### WHAT THE EXERCISE ASKS
The material below should be written out in full and exactly; pictures stay out of the copy.

### Web page code records
------------
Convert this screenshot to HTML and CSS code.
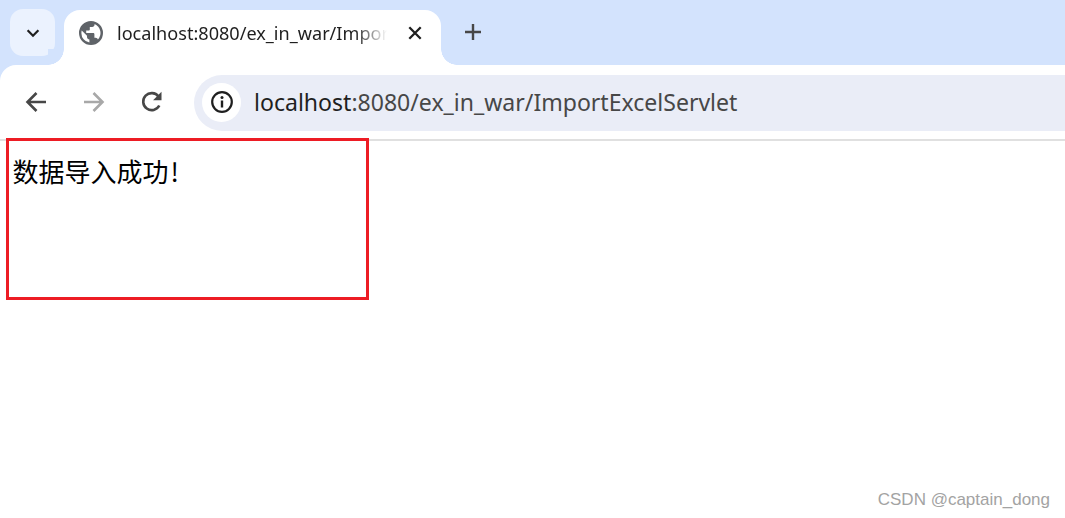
FILE: index.html
```html
<!DOCTYPE html>
<html lang="zh">
<head>
<meta charset="utf-8">
<title>localhost:8080/ex_in_war/ImportExcelServlet</title>
<link rel="stylesheet" href="styles.css">
</head>
<body>
<div class="page">
  <div class="tabstrip">
    <div class="tab-search">
      <svg class="ic" width="16" height="16" viewBox="0 0 16 16"><path d="M2.600 5.300 8 10.700l5.400-5.400" fill="none" stroke="#1f1f1f" stroke-width="2.200"/></svg>
    </div>
    <div class="tab">
      <svg class="favicon" width="24" height="24" viewBox="0 0 24 24"><path fill="#5f6368" fill-rule="evenodd" d="M12 0a12 12 0 1 0 0 24 12 12 0 0 0 0-24ZM2.400 12c0-.9.1-1.700.3-2.500L8 14.800v1.200c0 1.300 1.100 2.400 2.400 2.400v3.200A9.600 9.600 0 0 1 2.400 12Zm16.500 6.500c-.3-1-1.200-1.700-2.300-1.700h-1.200v-3.600c0-.7-.5-1.200-1.200-1.200H7.200v-2.400h2.400c.7 0 1.200-.5 1.200-1.200V6h2.400c1.300 0 2.400-1.100 2.400-2.400v-.5a9.600 9.600 0 0 1 3.300 15.400Z"/></svg>
      <span class="tab-title">localhost:8080/ex_in_war/ImportExcelServlet</span>
      <svg class="tab-close" width="16" height="16" viewBox="0 0 16 16"><path d="m2.300 2.300 11.400 11.400M13.700 2.300 2.300 13.700" stroke="#1f1f1f" stroke-width="2.300" fill="none"/></svg>
    </div>
    <svg class="new-tab" width="18" height="18" viewBox="0 0 18 18"><path d="M9 1v16M1 9h16" stroke="#474747" stroke-width="2.400" fill="none"/></svg>
  </div>
  <div class="toolbar-back">
    <div class="toolbar">
      <div class="nav-icons">
        <svg width="24" height="24" viewBox="0 0 24 24"><path d="M22 12H4M12.500 3 3.500 12l9 9" fill="none" stroke="#474747" stroke-width="2.600"/></svg>
        <svg width="24" height="24" viewBox="0 0 24 24"><path d="M2 12h18M11.500 3l9 9-9 9" fill="none" stroke="#a8a8a8" stroke-width="2.600"/></svg>
        <svg width="24" height="24" viewBox="0 0 24 24"><path d="M19.300 15.500A8.500 8.500 0 1 1 18.500 6.500" fill="none" stroke="#474747" stroke-width="2.600"/><path d="M21.500 1.800v8.400h-8.400z" fill="#474747"/></svg>
      </div>
      <div class="omnibox">
        <div class="info-chip">
          <svg width="24" height="24" viewBox="0 0 24 24"><circle cx="12" cy="12" r="9.800" fill="none" stroke="#1f1f1f" stroke-width="2.200"/><path d="M12 10.500v7" stroke="#1f1f1f" stroke-width="2.400"/><circle cx="12" cy="7.400" r="1.500" fill="#1f1f1f"/></svg>
        </div>
        <span class="url"><span class="host">localhost</span>:8080/ex_in_war/ImportExcelServlet</span>
      </div>
    </div>
  </div>
  <main class="content">
    <p class="message">数据导入成功<span class="bang">!</span></p>
    <div class="watermark">CSDN @captain_dong</div>
  </main>
  <div class="highlight"></div>
</div>
</body>
</html>
```
FILE: styles.css
```css
* { box-sizing: border-box; }
html, body { margin: 0; padding: 0; height: 100%; overflow: hidden; background: #fff; }
body { font-family: "Noto Sans", "Liberation Sans", "Noto Sans CJK SC", sans-serif; }
.page { position: relative; display: flex; flex-direction: column; height: 518px; }
.tabstrip { display: flex; align-items: flex-start; height: 65px; background: #d3e3fd; padding: 9px 0 0 10px; }
.tab-search { width: 45px; height: 47px; background: #ebf2fe; border-radius: 13px; display: flex; align-items: center; justify-content: center; }
.tab { position: relative; width: 377px; height: 55px; margin: 1px 0 0 9px; background: #fff; border-radius: 16px 16px 0 0; display: flex; align-items: center; padding: 0 18px 10px 15px; }
.tab::before, .tab::after { content: ""; position: absolute; bottom: 0; width: 16px; height: 16px; background: radial-gradient(circle at var(--cx) 0, #d3e3fd 15.500px, #fff 16px); }
.tab::before { --cx: 0; left: -16px; }
.tab::after { --cx: 100%; right: -16px; }
.favicon { flex: none; }
.tab-title { flex: 1; margin-left: 14px; font-size: 18.100px; color: #1f1f1f; white-space: nowrap; overflow: hidden; min-width: 0; -webkit-mask-image: linear-gradient(to right, #000 88%, transparent 100%); mask-image: linear-gradient(to right, #000 88%, transparent 100%); }
.tab-close { flex: none; margin-left: 20px; }
.new-tab { margin: 14px 0 0 23px; }
.toolbar-back { background: #d3e3fd; height: 74px; }
.toolbar { height: 74px; background: #fff; border-radius: 16px 0 0 0; display: flex; align-items: center; padding: 0 0 0 24px; }
.nav-icons { display: flex; gap: 34px; }
.omnibox { flex: 1; height: 56px; margin-left: 30px; margin-top: 2px; padding: 0 0 2px 8px; background: #eaedf7; border-radius: 28px 0 0 28px; display: flex; align-items: center; }
.info-chip { width: 39px; height: 39px; border-radius: 50%; background: #fff; display: flex; align-items: center; justify-content: center; }
.url { margin-left: 13px; font-size: 23.050px; color: #474747; white-space: nowrap; }
.host { color: #1f1f1f; }
.content { flex: 1; display: flex; flex-direction: column; border-top: 2px solid #e0e0e0; padding: 12px 0 0 12.500px; }
.message { margin: 0; font-size: 26px; line-height: 36px; color: #000; font-family: "Noto Sans CJK SC", "Noto Sans", sans-serif; }
.bang { margin-left: 2px; }
.watermark { margin-top: auto; margin-bottom: 8px; margin-right: 15px; align-self: flex-end; font-size: 17px; line-height: 20px; color: #a3a3a3; font-family: "Liberation Sans", sans-serif; }
.highlight { position: absolute; left: 6px; top: 138px; width: 363px; height: 162px; border: 3px solid #ed1c24; pointer-events: none; }
```
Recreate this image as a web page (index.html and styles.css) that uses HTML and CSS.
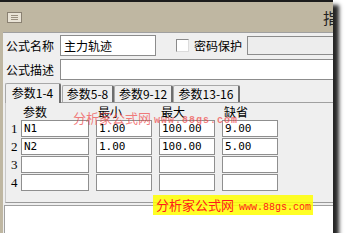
------------
### RESULT OF THE EXERCISE
Convert this screenshot to HTML and CSS code.
FILE: index.html
```html
<!DOCTYPE html>
<html lang="zh">
<head>
<meta charset="utf-8">
<title>localhost:8080/ex_in_war/ImportExcelServlet</title>
<link rel="stylesheet" href="styles.css">
</head>
<body>
<div class="page">
  <div class="tabstrip">
    <div class="tab-search">
      <svg class="ic" width="16" height="16" viewBox="0 0 16 16"><path d="M2.600 5.300 8 10.700l5.400-5.400" fill="none" stroke="#1f1f1f" stroke-width="2.200"/></svg>
    </div>
    <div class="tab">
      <svg class="favicon" width="24" height="24" viewBox="0 0 24 24"><path fill="#5f6368" fill-rule="evenodd" d="M12 0a12 12 0 1 0 0 24 12 12 0 0 0 0-24ZM2.400 12c0-.9.1-1.700.3-2.500L8 14.800v1.200c0 1.300 1.100 2.400 2.400 2.400v3.200A9.600 9.600 0 0 1 2.400 12Zm16.500 6.500c-.3-1-1.200-1.700-2.300-1.700h-1.200v-3.600c0-.7-.5-1.200-1.200-1.200H7.200v-2.400h2.400c.7 0 1.200-.5 1.200-1.200V6h2.400c1.300 0 2.400-1.100 2.400-2.400v-.5a9.600 9.600 0 0 1 3.300 15.400Z"/></svg>
      <span class="tab-title">localhost:8080/ex_in_war/ImportExcelServlet</span>
      <svg class="tab-close" width="16" height="16" viewBox="0 0 16 16"><path d="m2.300 2.300 11.400 11.400M13.700 2.300 2.300 13.700" stroke="#1f1f1f" stroke-width="2.300" fill="none"/></svg>
    </div>
    <svg class="new-tab" width="18" height="18" viewBox="0 0 18 18"><path d="M9 1v16M1 9h16" stroke="#474747" stroke-width="2.400" fill="none"/></svg>
  </div>
  <div class="toolbar-back">
    <div class="toolbar">
      <div class="nav-icons">
        <svg width="24" height="24" viewBox="0 0 24 24"><path d="M22 12H4M12.500 3 3.500 12l9 9" fill="none" stroke="#474747" stroke-width="2.600"/></svg>
        <svg width="24" height="24" viewBox="0 0 24 24"><path d="M2 12h18M11.500 3l9 9-9 9" fill="none" stroke="#a8a8a8" stroke-width="2.600"/></svg>
        <svg width="24" height="24" viewBox="0 0 24 24"><path d="M19.300 15.500A8.500 8.500 0 1 1 18.500 6.500" fill="none" stroke="#474747" stroke-width="2.600"/><path d="M21.500 1.800v8.400h-8.400z" fill="#474747"/></svg>
      </div>
      <div class="omnibox">
        <div class="info-chip">
          <svg width="24" height="24" viewBox="0 0 24 24"><circle cx="12" cy="12" r="9.800" fill="none" stroke="#1f1f1f" stroke-width="2.200"/><path d="M12 10.500v7" stroke="#1f1f1f" stroke-width="2.400"/><circle cx="12" cy="7.400" r="1.500" fill="#1f1f1f"/></svg>
        </div>
        <span class="url"><span class="host">localhost</span>:8080/ex_in_war/ImportExcelServlet</span>
      </div>
    </div>
  </div>
  <main class="content">
    <p class="message">数据导入成功<span class="bang">!</span></p>
    <div class="watermark">CSDN @captain_dong</div>
  </main>
  <div class="highlight"></div>
</div>
</body>
</html>
```
FILE: styles.css
```css
* { box-sizing: border-box; }
html, body { margin: 0; padding: 0; height: 100%; overflow: hidden; background: #fff; }
body { font-family: "Noto Sans", "Liberation Sans", "Noto Sans CJK SC", sans-serif; }
.page { position: relative; display: flex; flex-direction: column; height: 518px; }
.tabstrip { display: flex; align-items: flex-start; height: 65px; background: #d3e3fd; padding: 9px 0 0 10px; }
.tab-search { width: 45px; height: 47px; background: #ebf2fe; border-radius: 13px; display: flex; align-items: center; justify-content: center; }
.tab { position: relative; width: 377px; height: 55px; margin: 1px 0 0 9px; background: #fff; border-radius: 16px 16px 0 0; display: flex; align-items: center; padding: 0 18px 10px 15px; }
.tab::before, .tab::after { content: ""; position: absolute; bottom: 0; width: 16px; height: 16px; background: radial-gradient(circle at var(--cx) 0, #d3e3fd 15.500px, #fff 16px); }
.tab::before { --cx: 0; left: -16px; }
.tab::after { --cx: 100%; right: -16px; }
.favicon { flex: none; }
.tab-title { flex: 1; margin-left: 14px; font-size: 18.100px; color: #1f1f1f; white-space: nowrap; overflow: hidden; min-width: 0; -webkit-mask-image: linear-gradient(to right, #000 88%, transparent 100%); mask-image: linear-gradient(to right, #000 88%, transparent 100%); }
.tab-close { flex: none; margin-left: 20px; }
.new-tab { margin: 14px 0 0 23px; }
.toolbar-back { background: #d3e3fd; height: 74px; }
.toolbar { height: 74px; background: #fff; border-radius: 16px 0 0 0; display: flex; align-items: center; padding: 0 0 0 24px; }
.nav-icons { display: flex; gap: 34px; }
.omnibox { flex: 1; height: 56px; margin-left: 30px; margin-top: 2px; padding: 0 0 2px 8px; background: #eaedf7; border-radius: 28px 0 0 28px; display: flex; align-items: center; }
.info-chip { width: 39px; height: 39px; border-radius: 50%; background: #fff; display: flex; align-items: center; justify-content: center; }
.url { margin-left: 13px; font-size: 23.050px; color: #474747; white-space: nowrap; }
.host { color: #1f1f1f; }
.content { flex: 1; display: flex; flex-direction: column; border-top: 2px solid #e0e0e0; padding: 12px 0 0 12.500px; }
.message { margin: 0; font-size: 26px; line-height: 36px; color: #000; font-family: "Noto Sans CJK SC", "Noto Sans", sans-serif; }
.bang { margin-left: 2px; }
.watermark { margin-top: auto; margin-bottom: 8px; margin-right: 15px; align-self: flex-end; font-size: 17px; line-height: 20px; color: #a3a3a3; font-family: "Liberation Sans", sans-serif; }
.highlight { position: absolute; left: 6px; top: 138px; width: 363px; height: 162px; border: 3px solid #ed1c24; pointer-events: none; }
```
Recreate this image as a web page (index.html and styles.css) that uses HTML and CSS.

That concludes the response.